Children without guidance and rules to restrain them are going to turn out like the sons of the priest Eli. The Scripture reveals, “. . . because his sons made themselves vile, and he restained them not” (1 Sam. 3:13).

Children don’t want cruelty, but they do want discipline. I remember a friend from my high school days having no rules or regulations. He thought it absolutely preposterous that my parents should have an I I o’clock curfew for a senior in high school. My dad however felt that “anyone out past midnight was up to no good.” We weren’t exactly crazy about the rule, but we indeed followed it. Teens, respect and obey the rules of your mom and dad. Someday you too will have teenagers and you’ll be glad you did! Anyway, this friend later got into some trouble and remarked, “If I would have had some guidance and been restrained, I might have learned restraint. My folks didn’t care about me or they would have had rules.” No, he didn’t think this as a teenager, but in his early twenties when his life was messed up, he wished then someone would have cared enough to help him control his earlier life as a teenager.

God loves mankind and has rules for men. If we love our children, can we do less? Set rules, enforce curfews. Stick to them parents. Your teenagers might not think much about them or thank you now, but they surely shall someday!

Remember Who You Are

“Kids want someone they can look up to. Parents need to act their age. Be a parent, not a pal.”

This comment did surprise me somewhat. I didn’t think most teens wanted anyone but a pal. Of a truth, they want a parent. They want someone who is a role model for them to imitate. Because parents are older, I really think most teenagers respect that and look to the older for advice and help, particularly in tough situations.

This is a tough chore for me as a parent, for I’m close to my children, as I think most parents are. Because of that closeness, there comes times when I must say no, even though I might like to say yes. It boils down to this, Fathers must take the lead in “bringing them up in the nurture and admonition of the Lord” (Eph. 6:4). My brothers in Christ who have children: We are first fathers! Everything else is secondary.

My wife has taught high school for nearly twenty years. She sees this problem all the time. Men who want to be “pals and buddies,” rather than fathers. So what do they do? They give in when they shouldn’t, they compromise and spoil, for they don’t want their Johnny or Janie unhappy. Little do they realize, that in their quest to keep their teenager happy, and seemingly at all cost, they sell their soul to the devil. Parents: Remember who you are. You are the one God has given into your hands a precious soul for a brief time. This will mean standing for the right, as a parent should. Our children will have pals come and go. They only have one father and mother. Teens, you should surely, “hear the instruction of thy father, and forsake not the law of thy mother; for they shall be an ornament of grace unto thy head, and chains about thy neck” (Prov. 1:8-9). Teenagers: Peers are like the weather. They come and go and are often unpredictable and often unreliable. Lean to your folks and strive to build a lasting relationship.
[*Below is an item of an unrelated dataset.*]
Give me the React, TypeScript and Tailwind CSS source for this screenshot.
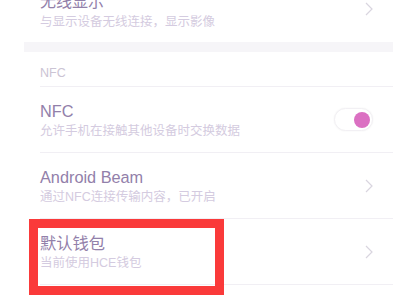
import React from "react";

const font = { fontFamily: '"Liberation Sans", "Noto Sans CJK SC", sans-serif' };

const Chevron = () => (
  <svg width="8" height="14" viewBox="0 0 8 14" className="shrink-0">
    <path d="M1 1 L7 7 L1 13" fill="none" stroke="#d9d5df" strokeWidth="1.2" />
  </svg>
);

const Toggle = () => (
  <div className="w-[39px] h-[23px] rounded-full bg-white border border-[#f2f0f4] shadow-[0_0_2px_rgba(0,0,0,0.05)] flex items-center justify-end pr-[2px] shrink-0">
    <div className="w-[16px] h-[16px] rounded-full bg-[#db70c2]" />
  </div>
);

interface RowProps {
  title: string;
  subtitle: string;
  right: React.ReactNode;
  last?: boolean;
}

const Row = ({ title, subtitle, right, last }: RowProps) => (
  <div className="pl-[16px]">
    <div
      className={
        "h-[66px] flex items-center justify-between pr-[20px] " +
        (last ? "" : "border-b border-[#f1eff4]")
      }
    >
      <div className="flex flex-col gap-[2px]">
        <span className="text-[16.3px] leading-[20px] text-[#9280aa]">{title}</span>
        <span className="text-[12.5px] leading-[16px] text-[#d4cbe0]">{subtitle}</span>
      </div>
      {right}
    </div>
  </div>
);

export default function App() {
  return (
    <div className="w-[400px] h-[300px] bg-white overflow-hidden relative" style={font}>
      <div className="ml-[24px] w-[369px]">
        {/* previous item, cut off at the top */}
        <div className="h-[42px] overflow-hidden pl-[16px] pr-[20px] flex items-end justify-between pb-[12px]">
          <div className="flex flex-col gap-[2px]">
            <span className="text-[16px] leading-[20px] text-[#9280aa]">无线显示</span>
            <span className="text-[12.5px] leading-[16px] text-[#d4cbe0]">与显示设备无线连接，显示影像</span>
          </div>
          <div className="self-start mt-[2px]">
            <Chevron />
          </div>
        </div>
        <div className="h-[10px] bg-[#f6f5f8]" />
        <div className="pl-[16px]">
          <div className="h-[35px] pt-[13px] border-b border-[#f1eff4]">
            <span className="block text-[12.5px] leading-[16px] text-[#cbc4d4]">NFC</span>
          </div>
        </div>
        <Row title="NFC" subtitle="允许手机在接触其他设备时交换数据" right={<Toggle />} />
        <Row title="Android Beam" subtitle="通过NFC连接传输内容，已开启" right={<Chevron />} />
        <Row title="默认钱包" subtitle="当前使用HCE钱包" right={<Chevron />} />
      </div>
      {/* annotation box */}
      <div className="absolute left-[29px] top-[219px] w-[195px] h-[76px] border-[9px] border-[#fa3a3a]" />
    </div>
  );
}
You can depend on them and they should be able to depend upon you.

Talk About God

This response may surprise you, but it didn’t me. It made me think of the several times I have talked with troubled teens and each time, they wanted to talk about someone or something bigger than they are. They want to believe in that someone. They want to know if there is a God and if he or anyone else really cares about them. When you are a teenager in trouble, you look for answers. Some find the answer in drugs, but that’s not a solution, that’s a problem. When all seems lost and they think no one cares, some commit suicide. Teenage suicides remain at an all time high.
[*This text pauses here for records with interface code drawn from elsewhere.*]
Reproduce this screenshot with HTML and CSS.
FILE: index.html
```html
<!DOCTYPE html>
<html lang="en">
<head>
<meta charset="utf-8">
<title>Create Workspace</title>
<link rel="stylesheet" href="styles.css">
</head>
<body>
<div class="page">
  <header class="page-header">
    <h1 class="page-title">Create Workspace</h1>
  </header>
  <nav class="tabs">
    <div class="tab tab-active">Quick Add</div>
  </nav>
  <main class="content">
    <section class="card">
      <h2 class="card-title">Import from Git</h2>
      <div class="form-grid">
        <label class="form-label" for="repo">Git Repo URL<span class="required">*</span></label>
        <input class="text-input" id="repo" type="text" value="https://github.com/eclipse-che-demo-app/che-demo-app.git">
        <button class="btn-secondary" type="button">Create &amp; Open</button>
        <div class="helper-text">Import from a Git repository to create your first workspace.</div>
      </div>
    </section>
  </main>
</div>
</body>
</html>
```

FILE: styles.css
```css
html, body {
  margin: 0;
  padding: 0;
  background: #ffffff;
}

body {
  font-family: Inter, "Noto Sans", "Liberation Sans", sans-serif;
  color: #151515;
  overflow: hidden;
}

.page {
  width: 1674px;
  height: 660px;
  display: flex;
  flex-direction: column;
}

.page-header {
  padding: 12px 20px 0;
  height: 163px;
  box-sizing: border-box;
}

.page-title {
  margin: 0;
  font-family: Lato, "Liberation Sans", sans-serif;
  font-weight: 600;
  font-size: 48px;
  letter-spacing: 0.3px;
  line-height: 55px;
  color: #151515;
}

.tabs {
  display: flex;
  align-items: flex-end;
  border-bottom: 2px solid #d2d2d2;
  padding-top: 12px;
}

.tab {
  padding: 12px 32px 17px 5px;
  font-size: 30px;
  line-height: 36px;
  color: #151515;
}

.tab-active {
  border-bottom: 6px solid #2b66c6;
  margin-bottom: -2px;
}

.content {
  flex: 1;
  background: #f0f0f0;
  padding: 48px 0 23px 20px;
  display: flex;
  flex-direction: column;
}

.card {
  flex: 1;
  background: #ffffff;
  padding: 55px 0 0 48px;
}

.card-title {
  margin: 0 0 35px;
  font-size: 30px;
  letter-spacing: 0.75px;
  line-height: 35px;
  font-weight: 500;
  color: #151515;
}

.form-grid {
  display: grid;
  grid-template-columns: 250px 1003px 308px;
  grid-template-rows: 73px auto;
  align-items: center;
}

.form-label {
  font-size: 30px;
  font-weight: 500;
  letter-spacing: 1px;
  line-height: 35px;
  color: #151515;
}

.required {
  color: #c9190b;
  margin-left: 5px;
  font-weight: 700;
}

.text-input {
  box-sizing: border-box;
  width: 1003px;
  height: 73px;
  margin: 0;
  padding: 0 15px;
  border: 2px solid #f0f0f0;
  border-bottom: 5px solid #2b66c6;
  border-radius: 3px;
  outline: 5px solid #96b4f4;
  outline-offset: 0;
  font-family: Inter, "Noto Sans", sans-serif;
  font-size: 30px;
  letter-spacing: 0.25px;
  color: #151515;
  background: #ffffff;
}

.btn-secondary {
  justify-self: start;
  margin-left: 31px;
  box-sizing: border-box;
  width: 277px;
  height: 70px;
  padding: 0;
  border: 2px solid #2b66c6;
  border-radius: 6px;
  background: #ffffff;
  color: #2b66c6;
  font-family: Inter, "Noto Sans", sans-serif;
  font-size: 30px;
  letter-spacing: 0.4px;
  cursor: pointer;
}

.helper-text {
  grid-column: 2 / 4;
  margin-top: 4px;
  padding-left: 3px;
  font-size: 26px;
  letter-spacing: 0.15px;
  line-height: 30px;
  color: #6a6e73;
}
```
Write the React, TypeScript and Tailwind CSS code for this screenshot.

Long ago, realizing that in each generation, children would need guidance and direction, God spoke and said, “And these words which I command thee this day, shall be in thine heart: and thou shalt teach them diligently unto thy children, and shalt talk of them when thou sittest in thine house, and when thou walkest by the way, and when thou liest down, and when thou risest up” (Deut. 6:6-7).
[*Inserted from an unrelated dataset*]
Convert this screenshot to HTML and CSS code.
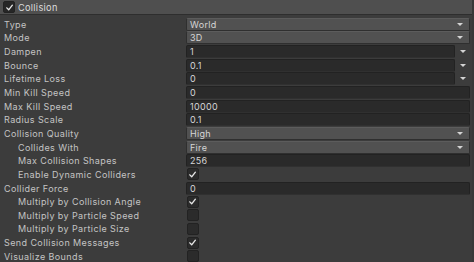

It is not enough brethren to “take our children to church. ” We should have God and his law ever before them, both in our teaching and especially in our manner of living.

Call Our Bluff

“My parents always took me too seriously. Kids don’t mean everything they say,” another teenager remarked. “I only said a lot of things to get their attention.”

Young people are not the only ones who often need their bluff called. I’ve seen Christians threaten to leave the congregation like the young person threatening to leave home if they don’t get their way. Such a bluff needs to be called. At one time or another, both of my children have threatened to leave home. When asked if I could pack their bag, they immediagely dropped the subject. In fact, once with my pre-teen son, his mother did pack his bag. He immediately apologized and in another few minutes was hugging his mother and saying he was sorry. Children don’t really want to leave home, but if they can get you to thinking they just might leave, they feel they have won at least a mental victory. Truly, “foolishness is bound in the heart of a child, but the rod of correction shall drive it far from him” (Prov. 22:15).

Be Honest

“We just want to be told the truth.” Well, who really doesn’t’? The teenager who said this, needs to be commended, for truth is indispensable to any proper relationship. Honesty may well be however, a forgotten virtue. Yet the Scripture remains steadfast and sure, “Putting away lying, speak every man truth with his neighbor” (Eph. 4:25).

When parents lie or deceive their children, why does it surprise them when their children also turn to lying and deception of some sort?

Honesty is not only a “good policy,” but it is the will of God. It was demanded of the special men who worked for the church in Jerusalem to deal with the needs of the Grecian widows (Acts 6:3). All Christians are to “provide things honest in the sight of God and all of men” (Rom. 12:17; 2 Cor. 8:21). Honesty is a surely a matter to be praised and constantly thought on and practiced (Phil. 4:8). Parents, to rear honest children, let’s be honest!

Conclusion

Most parents don’t have delinquent children to deal with, at least not like those interviewed at the Ontario correctional institute. We have teenagers who simply want and need firm, caring parents. Young people want to be treated with an equal balance of love and discipline, told the truth, and have a source of guidance in their lives. Parents are we doing what we can in these all so important areas? The thought of being lost from the Lord eternally is too horrible to even contemplate, but the thought of our children being lost because we weren’t parents as we could and should have been well that’s a nightmare!